Data entries:
____

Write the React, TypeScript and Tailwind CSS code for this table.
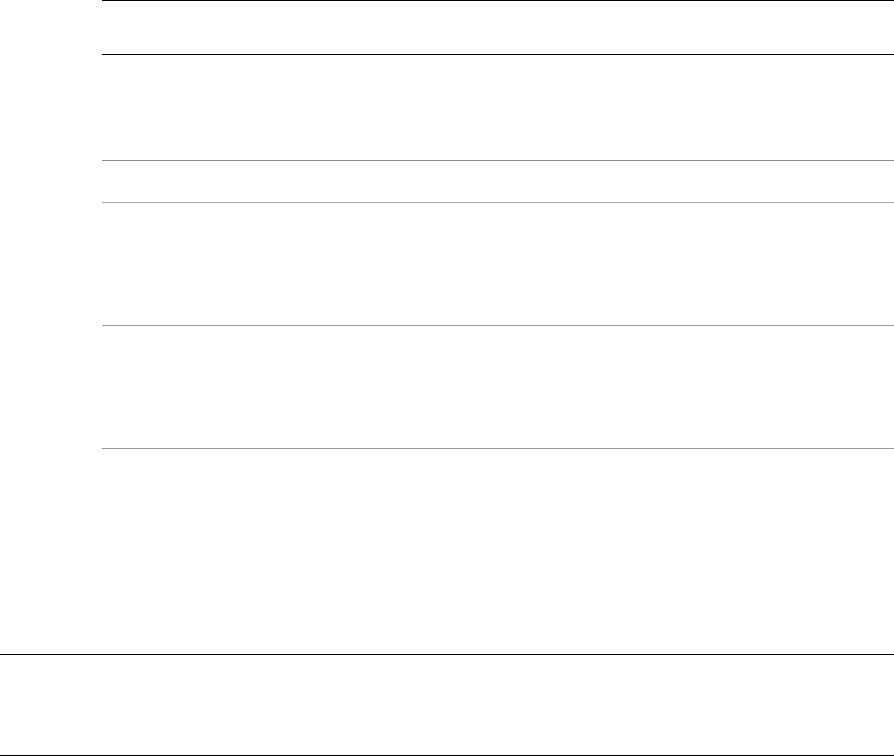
export default function App() {
  return (
    <div className="w-[894px] h-[756px] bg-white flex flex-col font-['Liberation_Sans',sans-serif]">
      <div className="pl-[102px] flex flex-col">
        <div className="h-[54px] border-t border-black" />
        <div className="h-[106px] border-t border-black" />
        <div className="h-[42px] border-t border-[#8c8c8c]" />
        <div className="h-[123px] border-t border-[#a8a8a8]" />
        <div className="h-[123px] border-t border-[#999999]" />
        <div className="h-[206px] border-t border-[#999999]" />
      </div>
      <div className="h-[101px] border-t border-black" />
      <div className="border-t border-black" />
    </div>
  );
}
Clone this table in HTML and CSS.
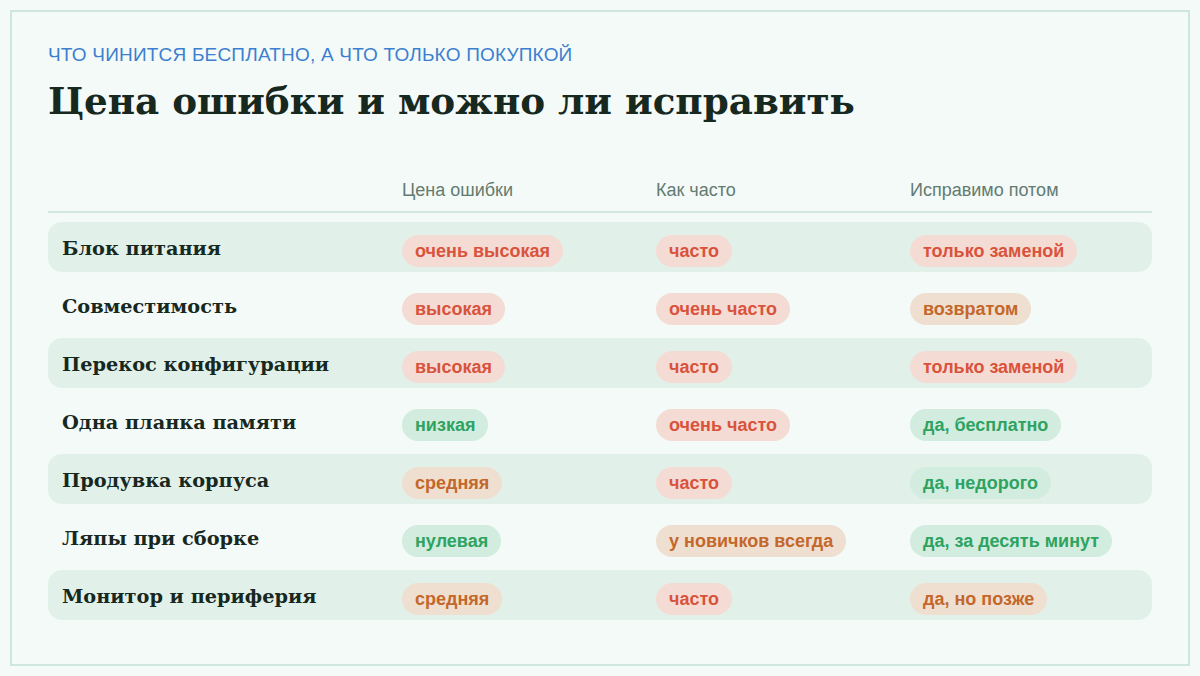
FILE: index.html
```html
<!DOCTYPE html>
<html lang="ru">
<head>
<meta charset="utf-8">
<link rel="stylesheet" href="styles.css">
</head>
<body>
<div class="frame">
  <div class="eyebrow">ЧТО ЧИНИТСЯ БЕСПЛАТНО, А ЧТО ТОЛЬКО ПОКУПКОЙ</div>
  <h1 class="title">Цена ошибки и можно ли исправить</h1>
  <div class="table">
    <div class="head">
      <div></div>
      <div>Цена ошибки</div>
      <div>Как часто</div>
      <div>Исправимо потом</div>
    </div>
    <div class="row alt">
      <div class="name">Блок питания</div>
      <div><span class="pill red">очень высокая</span></div>
      <div><span class="pill red">часто</span></div>
      <div><span class="pill red">только заменой</span></div>
    </div>
    <div class="row">
      <div class="name">Совместимость</div>
      <div><span class="pill red">высокая</span></div>
      <div><span class="pill red">очень часто</span></div>
      <div><span class="pill orange">возвратом</span></div>
    </div>
    <div class="row alt">
      <div class="name">Перекос конфигурации</div>
      <div><span class="pill red">высокая</span></div>
      <div><span class="pill red">часто</span></div>
      <div><span class="pill red">только заменой</span></div>
    </div>
    <div class="row">
      <div class="name">Одна планка памяти</div>
      <div><span class="pill green">низкая</span></div>
      <div><span class="pill red">очень часто</span></div>
      <div><span class="pill green">да, бесплатно</span></div>
    </div>
    <div class="row alt">
      <div class="name">Продувка корпуса</div>
      <div><span class="pill orange">средняя</span></div>
      <div><span class="pill red">часто</span></div>
      <div><span class="pill green">да, недорого</span></div>
    </div>
    <div class="row">
      <div class="name">Ляпы при сборке</div>
      <div><span class="pill green">нулевая</span></div>
      <div><span class="pill orange">у новичков всегда</span></div>
      <div><span class="pill green">да, за десять минут</span></div>
    </div>
    <div class="row alt">
      <div class="name">Монитор и периферия</div>
      <div><span class="pill orange">средняя</span></div>
      <div><span class="pill red">часто</span></div>
      <div><span class="pill orange">да, но позже</span></div>
    </div>
  </div>
</div>
</body>
</html>
```

FILE: styles.css
```css
* { box-sizing: border-box; }
html, body {
  margin: 0;
  padding: 0;
  background: #f3faf7;
}
body {
  padding: 10px;
  font-family: "Liberation Sans", Arial, sans-serif;
}
.frame {
  width: 1180px;
  height: 656px;
  border: 2px solid #cfe6dd;
  background: #f3faf7;
  padding: 32px 36px 0 36px;
}
.eyebrow {
  color: #3c7fd0;
  font-size: 19px;
  line-height: 22px;
  letter-spacing: 0.2px;
}
.title {
  margin: 10px 0 0 0;
  font-family: "DejaVu Serif", "Liberation Serif", serif;
  font-weight: bold;
  font-size: 37.3px;
  line-height: 50px;
  color: #17281f;
}
.table {
  margin-top: 53px;
  width: 1104px;
}
.head, .row {
  display: grid;
  grid-template-columns: 354px 254px 254px 1fr;
  align-items: center;
}
.head {
  color: #647a71;
  font-size: 18px;
  line-height: 22px;
  padding-bottom: 10px;
  border-bottom: 2px solid #d1e7df;
  margin-bottom: 9px;
}
.row {
  height: 50px;
  border-radius: 14px;
  margin-bottom: 8px;
}
.row.alt { background: #e1f1e9; }
.name {
  padding-left: 14px;
  padding-top: 3px;
  font-family: "DejaVu Serif", "Liberation Serif", serif;
  font-weight: bold;
  font-size: 19.3px;
  color: #17281f;
}
.pill {
  display: inline-block;
  height: 32px;
  line-height: 33px;
  padding: 0 13px;
  border-radius: 16px;
  font-weight: bold;
  font-size: 18px;
  margin-top: 8px;
}
.red { background: #f4dcd5; color: #d9533c; }
.orange { background: #efdfd1; color: #c3672a; }
.green { background: #d2ecdf; color: #2ea35f; }
```
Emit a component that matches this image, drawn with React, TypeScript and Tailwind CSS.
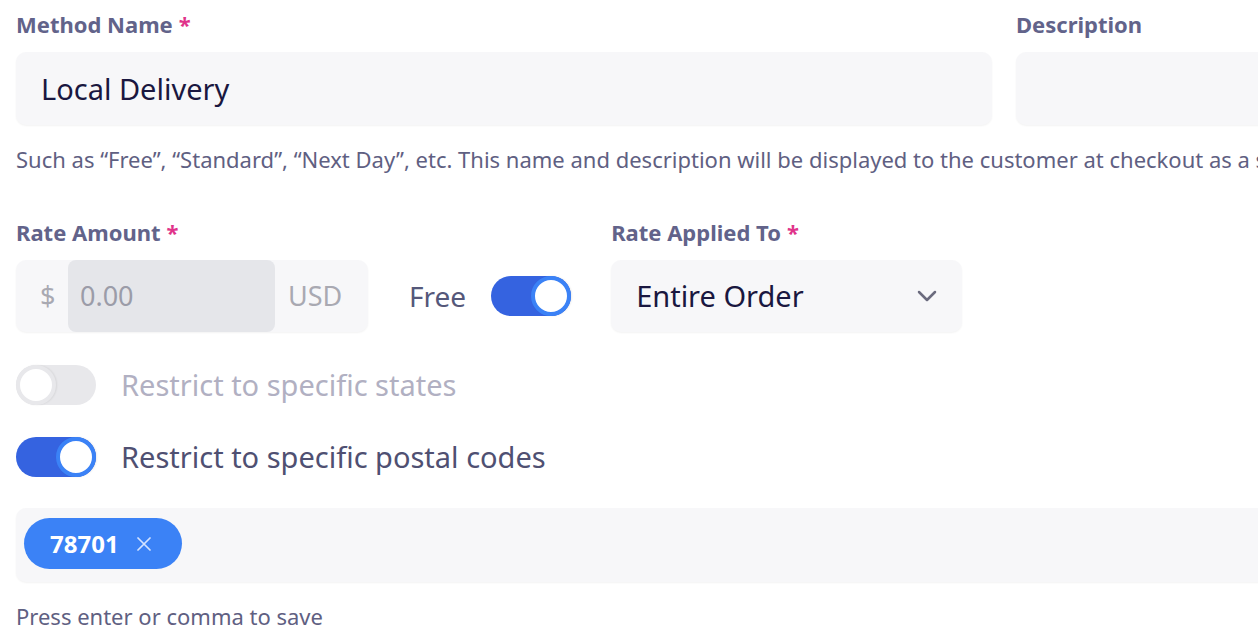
const Label = ({ text, required }: { text: string; required?: boolean }) => (
  <div className="text-[22px] font-bold leading-none text-[#62638a]">
    {text}
    {required && <span className="ml-1.5 text-[#e0338a]">*</span>}
  </div>
);

const Toggle = ({ on }: { on: boolean }) => (
  <div
    className={`flex h-10 w-20 shrink-0 items-center rounded-full ${
      on ? "justify-end bg-[#3563e0]" : "justify-start bg-[#e8e8eb]"
    }`}
  >
    <div
      className={`h-10 w-10 rounded-full border-4 bg-white shadow-[1px_0_2px_rgba(0,0,0,0.08)] ${
        on ? "border-[#3b82f6]" : "border-[#e8e8eb]"
      }`}
    />
  </div>
);

export default function App() {
  return (
    <div
      className="h-[644px] w-[1258px] overflow-hidden bg-white"
      style={{ fontFamily: '"Noto Sans", "Open Sans", sans-serif' }}
    >
      <div className="flex w-[1600px] flex-col pl-4 pt-[13px]">
        {/* name + description */}
        <div className="flex gap-6">
          <div className="flex w-[976px] flex-col gap-[17px]">
            <Label text="Method Name" required />
            <div className="flex h-[73px] items-center rounded-[10px] bg-[#f7f7f9] px-[25px] text-[29px] text-[#1a1740] shadow-[0_1px_2px_rgba(0,0,0,0.05)]">
              Local Delivery
            </div>
          </div>
          <div className="flex w-[480px] flex-col gap-[17px]">
            <Label text="Description" />
            <div className="h-[73px] rounded-[10px] bg-[#f7f7f9] shadow-[0_1px_2px_rgba(0,0,0,0.05)]" />
          </div>
        </div>

        <p className="mt-[18px] whitespace-nowrap text-[22px] text-[#5f6082]">
          Such as “Free”, “Standard”, “Next Day”, etc. This name and description will be displayed to the customer at checkout as a shipping option.
        </p>

        {/* rate row */}
        <div className="mt-[45px] flex items-end">
          <div className="flex flex-col gap-[17px]">
            <Label text="Rate Amount" required />
            <div className="flex h-[72px] w-[352px] items-center rounded-[10px] bg-[#f7f7f9] shadow-[0_1px_2px_rgba(0,0,0,0.05)]">
              <span className="w-[52px] pl-6 text-[27px] text-[#a9a9b2]">$</span>
              <div className="flex h-full w-[207px] items-center rounded-[8px] bg-[#e5e6ea] px-3 text-[27px] text-[#9b9ca8]">
                0.00
              </div>
              <span className="pl-[13px] text-[27px] text-[#a9a9b2]">USD</span>
            </div>
          </div>
          <div className="ml-[41px] flex h-[72px] items-center gap-[25px]">
            <span className="text-[28px] text-[#55587a]">Free</span>
            <Toggle on />
          </div>
          <div className="ml-10 flex flex-col gap-[17px]">
            <Label text="Rate Applied To" required />
            <div className="flex h-[72px] w-[351px] items-center justify-between rounded-[10px] bg-[#f7f7f9] pl-[25px] pr-[25px] text-[29px] text-[#1a1740] shadow-[0_1px_2px_rgba(0,0,0,0.05)]">
              Entire Order
              <svg width="20" height="12" viewBox="0 0 20 12" fill="none">
                <polyline
                  points="2,2 10,10 18,2"
                  stroke="#6b6b7e"
                  strokeWidth="2.5"
                  strokeLinecap="round"
                  strokeLinejoin="round"
                />
              </svg>
            </div>
          </div>
        </div>

        {/* toggles */}
        <div className="mt-[33px] flex flex-col gap-8">
          <div className="flex items-center gap-[25px]">
            <Toggle on={false} />
            <span className="-mt-0.5 text-[29px] leading-none text-[#b1b0c2]">Restrict to specific states</span>
          </div>
          <div className="flex items-center gap-[25px]">
            <Toggle on />
            <span className="-mt-0.5 text-[29px] leading-none text-[#4f5072]">Restrict to specific postal codes</span>
          </div>
        </div>

        {/* postal codes */}
        <div className="mt-[31px] flex h-[74px] w-[1400px] items-center rounded-[10px] bg-[#f7f7f9] px-2 pb-[3px] shadow-[0_1px_2px_rgba(0,0,0,0.05)]">
          <div className="flex h-[51px] items-center gap-[18px] rounded-full bg-[#3b82f6] pl-[26px] pr-[31px]">
            <span className="text-[24px] font-bold text-white">78701</span>
            <svg width="14" height="14" viewBox="0 0 14 14" fill="none">
              <path d="M1 1L13 13M13 1L1 13" stroke="#d4e3ff" strokeWidth="1.75" strokeLinecap="round" />
            </svg>
          </div>
        </div>

        <p className="mt-[18px] text-[22px] text-[#5f6082]">Press enter or comma to save</p>
      </div>
    </div>
  );
}
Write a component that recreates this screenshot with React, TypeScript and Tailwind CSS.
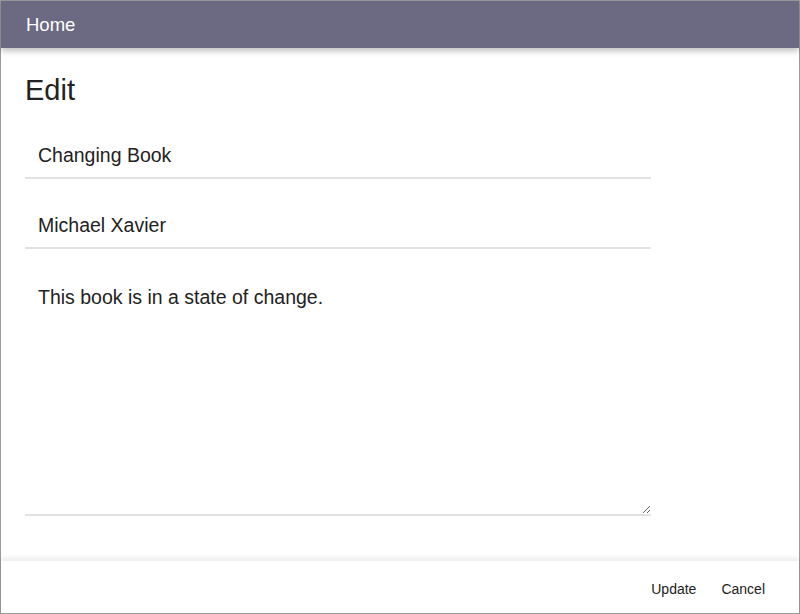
import React, { useState } from "react";

const EditPage = () => {
    const [title, setTitle] = useState("Changing Book")
    const [author, setAuthor] = useState("Michael Xavier")
    const [desc, setDesc] = useState("This book is in a state of change.")

    return (
        <div className="h-[614px] w-[800px] flex flex-col border border-[#9a9a9a] bg-white font-['Liberation_Sans',Arial,sans-serif] text-[#222]">
            <header className="h-[47px] shrink-0 bg-[#6c6983] flex items-center px-[25px] shadow-[0_3px_6px_rgba(0,0,0,0.25)] z-10">
                <span className="text-white text-[18.5px]">Home</span>
            </header>

            <main className="flex-1 px-[24px] pt-[26px]">
                <h1 className="text-[29px] leading-[32px] text-[#222] mb-[24px]">Edit</h1>
                <div className="w-[626px] flex flex-col gap-[20px]">
                    <input
                        value={title}
                        onChange={(e) => setTitle(e.target.value)}
                        className="h-[49px] px-[13px] pt-[4px] text-[19.5px] outline-none border-b-2 border-[#e2e2e2]"
                    />
                    <input
                        value={author}
                        onChange={(e) => setAuthor(e.target.value)}
                        className="h-[50px] px-[13px] pt-[4px] text-[19.5px] outline-none border-b-2 border-[#e2e2e2]"
                    />
                    <textarea
                        value={desc}
                        onChange={(e) => setDesc(e.target.value)}
                        className="h-[247px] px-[13px] pt-[16px] text-[19.5px] leading-[24px] outline-none border-b-2 border-[#e2e2e2] resize-y"
                    />
                </div>
            </main>

            <footer className="h-[52px] shrink-0 flex items-center justify-end gap-[25px] pl-[33px] pr-[34px] pt-[4px] shadow-[0_-3px_5px_rgba(0,0,0,0.08)]">
                <button className="text-[14px] text-[#222]">Update</button>
                <button className="text-[14px] text-[#222]">Cancel</button>
            </footer>
        </div>
    )
}

export default function App() {
    return <EditPage />
}
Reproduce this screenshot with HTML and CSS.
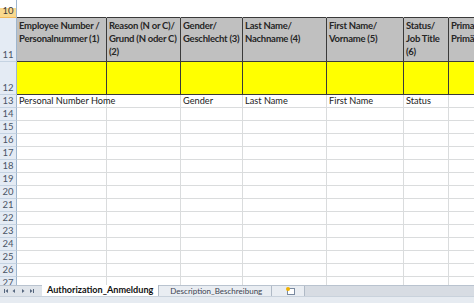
FILE: index.html
```html
<!DOCTYPE html>
<html>
<head>
<meta charset="utf-8">
<link rel="stylesheet" href="styles.css">
</head>
<body>
<div class="app">
  <div class="sheet">
    <div class="rh sel">10</div>
    <div class="c blank"></div><div class="c blank"></div><div class="c blank"></div><div class="c blank"></div><div class="c blank"></div><div class="c blank"></div><div class="c blank"></div>

    <div class="rh">11</div>
    <div class="c hd">Employee Number / Personalnummer (1)</div>
    <div class="c hd">Reason (N or C)/ Grund (N oder C) (2)</div>
    <div class="c hd">Gender/ Geschlecht (3)</div>
    <div class="c hd">Last Name/ Nachname (4)</div>
    <div class="c hd">First Name/ Vorname (5)</div>
    <div class="c hd">Status/ Job Title (6)</div>
    <div class="c hd clip">Primary/<br>Primär</div>

    <div class="rh">12</div>
    <div class="c yl"></div><div class="c yl"></div><div class="c yl"></div><div class="c yl"></div><div class="c yl"></div><div class="c yl"></div><div class="c yl"></div>

    <div class="rh">13</div>
    <div class="c ov">Personal Number Home</div><div class="c"></div><div class="c">Gender</div><div class="c">Last Name</div><div class="c">First Name</div><div class="c">Status</div><div class="c"></div>
  </div>
  <div class="sheet body" id="body"></div>
  <div class="tabs">
    <div class="nav">
      <svg width="40" height="10" viewBox="0 0 40 10">
        <g fill="#56677e">
          <rect x="4" y="3" width="1" height="4"/><path d="M8 3 L5.5 5 L8 7 Z"/>
          <path d="M15 3 L12.5 5 L15 7 Z"/>
          <path d="M22 3 L24.5 5 L22 7 Z"/>
          <path d="M30 3 L32.5 5 L30 7 Z"/><rect x="33" y="3" width="1" height="4"/>
        </g>
      </svg>
    </div>
    <div class="tab active">Authorization_Anmeldung</div>
    <div class="tab">Description_Beschreibung</div>
    <div class="tab ins">
      <svg width="14" height="10" viewBox="0 0 14 10">
        <rect x="3.5" y="2.5" width="7" height="6" fill="#fff" stroke="#7a8aa0" stroke-width="1"/>
        <circle cx="4" cy="3" r="2" fill="#f0b000"/>
      </svg>
    </div>
    <div class="scroll"></div>
  </div>
  <div class="status"></div>
</div>
<script>
  var b = document.getElementById('body');
  var h = '';
  for (var r = 14; r <= 27; r++) {
    h += '<div class="rh">' + r + '</div>';
    for (var c = 0; c < 7; c++) h += '<div class="c"></div>';
  }
  b.innerHTML = h;
</script>
</body>
</html>
```
FILE: styles.css
```css
* { box-sizing: border-box; margin: 0; padding: 0; }
html, body { width: 474px; height: 303px; overflow: hidden; background: #fff; }
body { font-family: Lato, "Liberation Sans", sans-serif; font-size: 9.2px; color: #000; }
.app { display: flex; flex-direction: column; height: 303px; }
.sheet {
  display: grid;
  grid-template-columns: 17px 90px 74px 62px 84px 77px 45px 60px;
  grid-template-rows: 18px 44px 33px 13px;
}
.sheet.body { grid-template-rows: repeat(14, 13px); flex: 1; overflow: hidden; min-height: 0; }
.rh {
  background: #e4ebf4;
  color: #4a5566;
  border-right: 1px solid #9eb6ce;
  border-bottom: 1px solid #c5d3e2;
  display: flex; align-items: flex-end; justify-content: center;
  font-size: 9.5px; line-height: 12px;
}
.rh.sel { background: linear-gradient(#fff 0 48%, #f9d98e 48%); border-bottom-color: #f2b95a; color: #3b3b3b; }
.c {
  border-right: 1px solid #dadcdd;
  border-bottom: 1px solid #dadcdd;
  padding: 0 2px; line-height: 12px; white-space: nowrap; overflow: hidden; color: #222;
}
.c.ov { overflow: visible; position: relative; z-index: 1; }
.c.blank { border-right-color: #fff; border-bottom-color: #fff; }
.c.hd {
  background: #c0c0c0; font-weight: bold; white-space: normal;
  font-size: 9.5px; letter-spacing: -0.25px;
  border-right: 1px solid #3a3a3a; border-bottom: 1px solid #3a3a3a;
  line-height: 13px; padding-top: 1px; color: #262626;
}
.c.hd.clip { white-space: nowrap; }
.sheet > .c.blank { border-bottom: 1px solid #3a3a3a; }
.c.yl { background: #ffff00; border-right: 1px solid #3a3a3a; border-bottom: 1px solid #3a3a3a; }
.tabs {
  height: 11px; display: flex; align-items: stretch;
  background: #dfe4ea; border-top: 1px solid #b9c3cf; font-size: 8px;
}
.nav { width: 42px; display: flex; align-items: center; }
.tab { padding: 0 9px 0 11px; line-height: 10px; color: #3c4350; background: #e9edf2; border-right: 1px solid #b0bac6; }
.tab.active { background: #fff; font-weight: bold; color: #111; margin-top: -1px; padding: 0 5px 0 5px; font-size: 9.1px; }
.tab.ins { padding: 0 6px 0 12px; display: flex; align-items: center; }
.scroll { flex: 1; background: #d7dce3; }
.status { height: 7px; background: #e6ebf1; border-top: 1px solid #c9d2dc; }
```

____

• Aim of the exercise: In the material above, show every line where the word "screenshot" turns up.

• Task answer:
Write a component that recreates this screenshot with React, TypeScript and Tailwind CSS.
Reproduce this screenshot with HTML and CSS.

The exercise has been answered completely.